- Required task
Copy out each line containing "styles" from the entries below.

- Record extracts
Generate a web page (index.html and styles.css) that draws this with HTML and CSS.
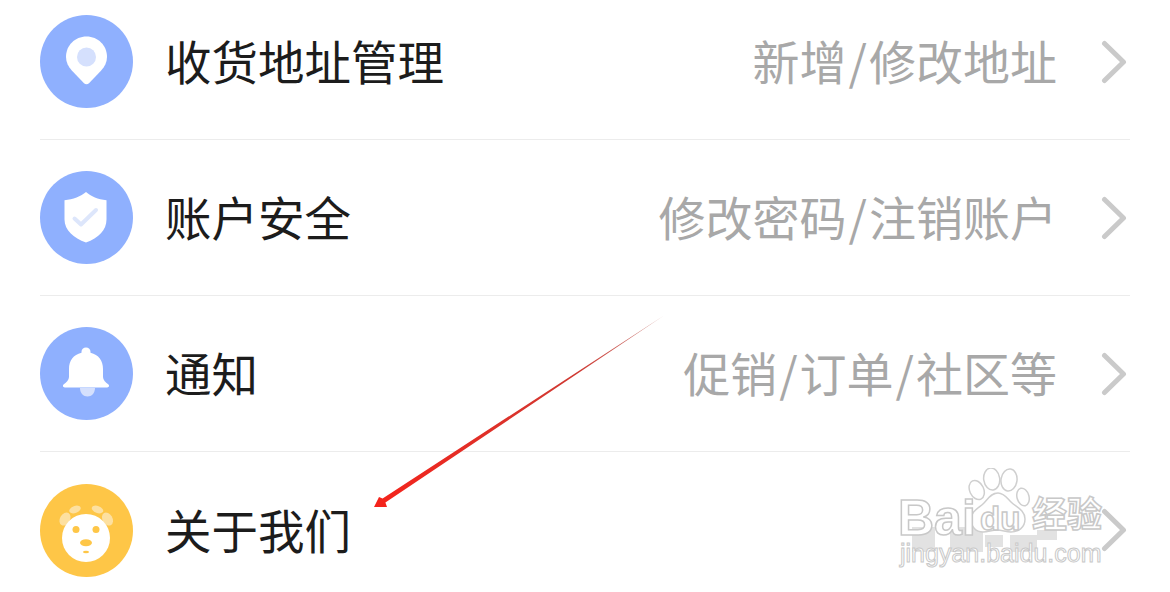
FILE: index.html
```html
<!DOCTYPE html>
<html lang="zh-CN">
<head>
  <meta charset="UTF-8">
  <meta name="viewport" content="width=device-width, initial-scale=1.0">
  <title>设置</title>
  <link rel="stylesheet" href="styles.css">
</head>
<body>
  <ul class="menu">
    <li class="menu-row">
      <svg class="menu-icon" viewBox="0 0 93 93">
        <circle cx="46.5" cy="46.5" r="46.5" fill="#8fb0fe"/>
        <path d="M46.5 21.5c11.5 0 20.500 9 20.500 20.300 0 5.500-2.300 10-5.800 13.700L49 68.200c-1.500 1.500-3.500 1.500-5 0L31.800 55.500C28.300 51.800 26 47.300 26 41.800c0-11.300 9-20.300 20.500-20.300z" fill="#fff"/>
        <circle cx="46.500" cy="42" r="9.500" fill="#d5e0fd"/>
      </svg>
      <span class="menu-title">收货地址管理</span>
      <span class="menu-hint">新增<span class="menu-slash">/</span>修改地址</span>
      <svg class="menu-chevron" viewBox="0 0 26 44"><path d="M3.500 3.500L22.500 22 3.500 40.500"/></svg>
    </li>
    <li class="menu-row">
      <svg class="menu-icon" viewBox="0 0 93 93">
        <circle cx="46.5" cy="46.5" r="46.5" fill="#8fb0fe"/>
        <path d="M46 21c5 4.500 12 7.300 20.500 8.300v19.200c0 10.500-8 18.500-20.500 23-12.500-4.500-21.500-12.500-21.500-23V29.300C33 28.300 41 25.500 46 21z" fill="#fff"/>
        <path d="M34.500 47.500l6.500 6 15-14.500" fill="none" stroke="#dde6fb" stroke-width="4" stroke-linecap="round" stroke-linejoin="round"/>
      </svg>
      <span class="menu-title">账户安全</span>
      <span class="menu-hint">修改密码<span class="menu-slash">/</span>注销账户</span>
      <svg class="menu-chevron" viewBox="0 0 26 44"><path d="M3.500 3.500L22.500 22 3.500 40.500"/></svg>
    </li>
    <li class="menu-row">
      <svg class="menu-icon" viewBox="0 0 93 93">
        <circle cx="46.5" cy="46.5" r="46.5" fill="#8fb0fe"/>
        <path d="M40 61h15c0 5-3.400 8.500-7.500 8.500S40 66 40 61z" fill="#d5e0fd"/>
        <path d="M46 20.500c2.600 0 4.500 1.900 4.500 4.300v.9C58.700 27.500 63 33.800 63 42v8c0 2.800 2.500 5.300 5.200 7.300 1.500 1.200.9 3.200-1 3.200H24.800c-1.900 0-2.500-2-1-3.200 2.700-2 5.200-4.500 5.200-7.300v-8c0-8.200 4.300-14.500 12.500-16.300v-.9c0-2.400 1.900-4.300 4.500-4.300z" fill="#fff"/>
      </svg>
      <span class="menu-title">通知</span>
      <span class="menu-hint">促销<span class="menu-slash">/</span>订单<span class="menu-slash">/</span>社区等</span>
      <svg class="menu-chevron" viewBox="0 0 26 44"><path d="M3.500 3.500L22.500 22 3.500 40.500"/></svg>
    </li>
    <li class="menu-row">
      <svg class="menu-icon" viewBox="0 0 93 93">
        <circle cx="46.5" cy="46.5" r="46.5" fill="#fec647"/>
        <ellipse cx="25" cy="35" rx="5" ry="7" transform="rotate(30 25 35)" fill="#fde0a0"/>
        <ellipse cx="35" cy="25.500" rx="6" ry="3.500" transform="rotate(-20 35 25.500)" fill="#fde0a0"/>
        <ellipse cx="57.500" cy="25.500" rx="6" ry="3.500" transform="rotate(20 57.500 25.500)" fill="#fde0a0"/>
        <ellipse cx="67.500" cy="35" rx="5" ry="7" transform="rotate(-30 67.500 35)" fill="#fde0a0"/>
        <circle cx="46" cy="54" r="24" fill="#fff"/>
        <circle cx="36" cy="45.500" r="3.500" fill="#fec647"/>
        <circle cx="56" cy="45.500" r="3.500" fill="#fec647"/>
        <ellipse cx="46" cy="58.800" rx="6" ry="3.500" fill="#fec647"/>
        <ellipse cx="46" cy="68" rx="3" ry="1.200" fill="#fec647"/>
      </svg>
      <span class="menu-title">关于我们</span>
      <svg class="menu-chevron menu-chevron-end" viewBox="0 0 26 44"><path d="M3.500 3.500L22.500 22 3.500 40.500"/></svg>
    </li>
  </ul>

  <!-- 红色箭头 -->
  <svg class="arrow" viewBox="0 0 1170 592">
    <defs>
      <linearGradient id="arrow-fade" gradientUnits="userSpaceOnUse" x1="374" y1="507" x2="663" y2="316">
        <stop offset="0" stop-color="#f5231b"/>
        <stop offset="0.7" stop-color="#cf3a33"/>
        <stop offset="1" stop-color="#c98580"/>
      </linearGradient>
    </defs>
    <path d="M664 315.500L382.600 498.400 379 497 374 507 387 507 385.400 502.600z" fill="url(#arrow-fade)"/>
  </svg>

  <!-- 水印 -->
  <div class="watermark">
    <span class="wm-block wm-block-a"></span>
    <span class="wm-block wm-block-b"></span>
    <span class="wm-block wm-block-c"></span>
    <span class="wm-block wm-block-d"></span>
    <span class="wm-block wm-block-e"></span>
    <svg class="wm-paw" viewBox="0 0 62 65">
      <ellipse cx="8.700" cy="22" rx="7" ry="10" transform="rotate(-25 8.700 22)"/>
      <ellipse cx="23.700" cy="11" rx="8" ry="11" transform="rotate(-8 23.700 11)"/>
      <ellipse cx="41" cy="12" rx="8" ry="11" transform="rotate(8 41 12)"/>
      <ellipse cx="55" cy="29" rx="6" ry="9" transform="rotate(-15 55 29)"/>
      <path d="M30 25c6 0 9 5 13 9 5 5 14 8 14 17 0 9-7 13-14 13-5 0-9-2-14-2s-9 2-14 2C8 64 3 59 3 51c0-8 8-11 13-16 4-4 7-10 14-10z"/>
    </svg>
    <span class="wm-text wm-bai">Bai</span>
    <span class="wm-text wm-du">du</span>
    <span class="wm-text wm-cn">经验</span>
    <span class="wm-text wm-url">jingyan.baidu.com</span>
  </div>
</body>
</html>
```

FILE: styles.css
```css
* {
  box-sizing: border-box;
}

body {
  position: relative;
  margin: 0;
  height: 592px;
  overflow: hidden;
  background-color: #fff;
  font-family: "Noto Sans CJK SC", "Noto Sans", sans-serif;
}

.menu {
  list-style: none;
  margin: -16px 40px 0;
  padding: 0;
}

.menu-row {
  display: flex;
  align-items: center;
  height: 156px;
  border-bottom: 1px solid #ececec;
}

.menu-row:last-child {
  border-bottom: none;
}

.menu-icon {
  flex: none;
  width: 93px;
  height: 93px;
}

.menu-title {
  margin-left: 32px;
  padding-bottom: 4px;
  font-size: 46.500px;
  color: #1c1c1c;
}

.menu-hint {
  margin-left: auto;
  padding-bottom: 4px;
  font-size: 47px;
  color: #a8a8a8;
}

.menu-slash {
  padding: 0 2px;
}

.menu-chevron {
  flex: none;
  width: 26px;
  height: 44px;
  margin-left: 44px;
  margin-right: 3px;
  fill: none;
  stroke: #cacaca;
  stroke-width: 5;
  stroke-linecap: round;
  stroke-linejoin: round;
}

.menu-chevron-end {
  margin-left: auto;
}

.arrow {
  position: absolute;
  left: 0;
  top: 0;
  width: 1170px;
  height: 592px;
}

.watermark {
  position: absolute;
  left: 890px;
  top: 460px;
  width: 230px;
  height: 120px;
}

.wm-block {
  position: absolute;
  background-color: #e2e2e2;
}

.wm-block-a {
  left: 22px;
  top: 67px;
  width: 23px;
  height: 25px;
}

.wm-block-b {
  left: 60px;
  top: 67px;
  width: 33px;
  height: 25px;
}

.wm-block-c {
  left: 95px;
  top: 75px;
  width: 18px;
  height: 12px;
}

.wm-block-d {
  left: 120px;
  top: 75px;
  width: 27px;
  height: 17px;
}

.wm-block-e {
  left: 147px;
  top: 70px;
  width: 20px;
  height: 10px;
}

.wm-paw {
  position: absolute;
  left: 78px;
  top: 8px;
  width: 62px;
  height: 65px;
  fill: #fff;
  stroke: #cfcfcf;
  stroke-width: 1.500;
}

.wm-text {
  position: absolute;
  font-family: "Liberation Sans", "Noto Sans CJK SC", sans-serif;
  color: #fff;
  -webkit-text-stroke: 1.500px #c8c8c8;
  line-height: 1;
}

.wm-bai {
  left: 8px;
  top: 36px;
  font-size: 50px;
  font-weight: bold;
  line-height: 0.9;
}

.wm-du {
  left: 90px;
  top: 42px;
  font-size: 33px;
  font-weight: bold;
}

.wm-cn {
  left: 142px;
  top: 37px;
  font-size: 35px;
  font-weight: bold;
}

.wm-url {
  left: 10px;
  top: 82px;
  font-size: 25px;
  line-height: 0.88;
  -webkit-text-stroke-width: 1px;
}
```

---

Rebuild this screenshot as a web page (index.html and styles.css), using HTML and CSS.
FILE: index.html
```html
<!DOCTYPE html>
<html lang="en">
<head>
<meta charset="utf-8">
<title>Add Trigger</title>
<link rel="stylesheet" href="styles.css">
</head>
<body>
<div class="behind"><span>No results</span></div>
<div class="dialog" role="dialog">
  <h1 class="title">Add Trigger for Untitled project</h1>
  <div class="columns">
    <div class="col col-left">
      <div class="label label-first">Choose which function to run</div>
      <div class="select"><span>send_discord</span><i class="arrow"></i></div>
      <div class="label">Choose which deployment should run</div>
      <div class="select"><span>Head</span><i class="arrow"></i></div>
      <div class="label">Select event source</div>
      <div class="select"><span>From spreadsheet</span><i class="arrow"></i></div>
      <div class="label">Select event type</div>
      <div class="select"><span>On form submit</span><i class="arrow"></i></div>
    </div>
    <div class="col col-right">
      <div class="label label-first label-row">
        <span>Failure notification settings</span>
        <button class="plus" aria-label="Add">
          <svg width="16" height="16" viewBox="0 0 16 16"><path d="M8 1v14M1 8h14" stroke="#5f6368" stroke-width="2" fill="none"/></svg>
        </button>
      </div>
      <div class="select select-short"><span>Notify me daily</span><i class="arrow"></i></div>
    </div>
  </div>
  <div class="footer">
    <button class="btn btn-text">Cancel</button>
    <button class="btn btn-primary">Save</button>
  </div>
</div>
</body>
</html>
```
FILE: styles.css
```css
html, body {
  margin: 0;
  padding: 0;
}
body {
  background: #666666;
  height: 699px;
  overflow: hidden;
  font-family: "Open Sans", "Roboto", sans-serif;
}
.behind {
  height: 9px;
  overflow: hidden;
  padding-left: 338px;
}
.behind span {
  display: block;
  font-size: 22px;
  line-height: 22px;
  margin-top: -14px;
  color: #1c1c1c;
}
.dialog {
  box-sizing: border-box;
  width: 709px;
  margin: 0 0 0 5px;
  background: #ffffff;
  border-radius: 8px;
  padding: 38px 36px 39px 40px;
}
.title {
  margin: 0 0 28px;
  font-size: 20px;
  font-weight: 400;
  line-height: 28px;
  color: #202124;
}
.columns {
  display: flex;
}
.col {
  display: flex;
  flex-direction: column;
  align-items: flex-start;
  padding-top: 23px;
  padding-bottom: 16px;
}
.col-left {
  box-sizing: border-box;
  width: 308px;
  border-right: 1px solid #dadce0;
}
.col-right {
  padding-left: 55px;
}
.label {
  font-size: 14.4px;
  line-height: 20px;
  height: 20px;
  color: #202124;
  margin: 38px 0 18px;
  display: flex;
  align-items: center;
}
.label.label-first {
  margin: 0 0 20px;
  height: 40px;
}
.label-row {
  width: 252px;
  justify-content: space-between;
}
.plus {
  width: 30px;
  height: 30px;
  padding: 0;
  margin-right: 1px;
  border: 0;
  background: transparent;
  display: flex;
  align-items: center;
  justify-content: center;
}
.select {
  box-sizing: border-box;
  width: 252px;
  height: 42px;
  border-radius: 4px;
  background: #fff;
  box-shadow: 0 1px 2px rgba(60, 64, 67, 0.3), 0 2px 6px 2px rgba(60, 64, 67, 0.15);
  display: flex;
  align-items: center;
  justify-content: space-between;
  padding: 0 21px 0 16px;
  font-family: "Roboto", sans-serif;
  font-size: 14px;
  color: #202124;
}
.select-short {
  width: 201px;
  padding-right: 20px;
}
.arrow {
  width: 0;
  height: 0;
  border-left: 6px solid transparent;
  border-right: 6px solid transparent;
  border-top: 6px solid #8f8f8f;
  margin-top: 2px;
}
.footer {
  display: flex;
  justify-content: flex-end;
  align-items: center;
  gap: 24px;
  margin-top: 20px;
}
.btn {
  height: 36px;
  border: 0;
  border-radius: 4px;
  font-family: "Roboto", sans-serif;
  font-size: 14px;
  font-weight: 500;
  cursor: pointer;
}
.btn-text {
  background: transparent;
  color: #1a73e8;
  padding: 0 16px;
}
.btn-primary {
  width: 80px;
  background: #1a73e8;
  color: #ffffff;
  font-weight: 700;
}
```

- The response
Generate a web page (index.html and styles.css) that draws this with HTML and CSS.
  <link rel="stylesheet" href="styles.css">
FILE: styles.css
Rebuild this screenshot as a web page (index.html and styles.css), using HTML and CSS.
<link rel="stylesheet" href="styles.css">
FILE: styles.css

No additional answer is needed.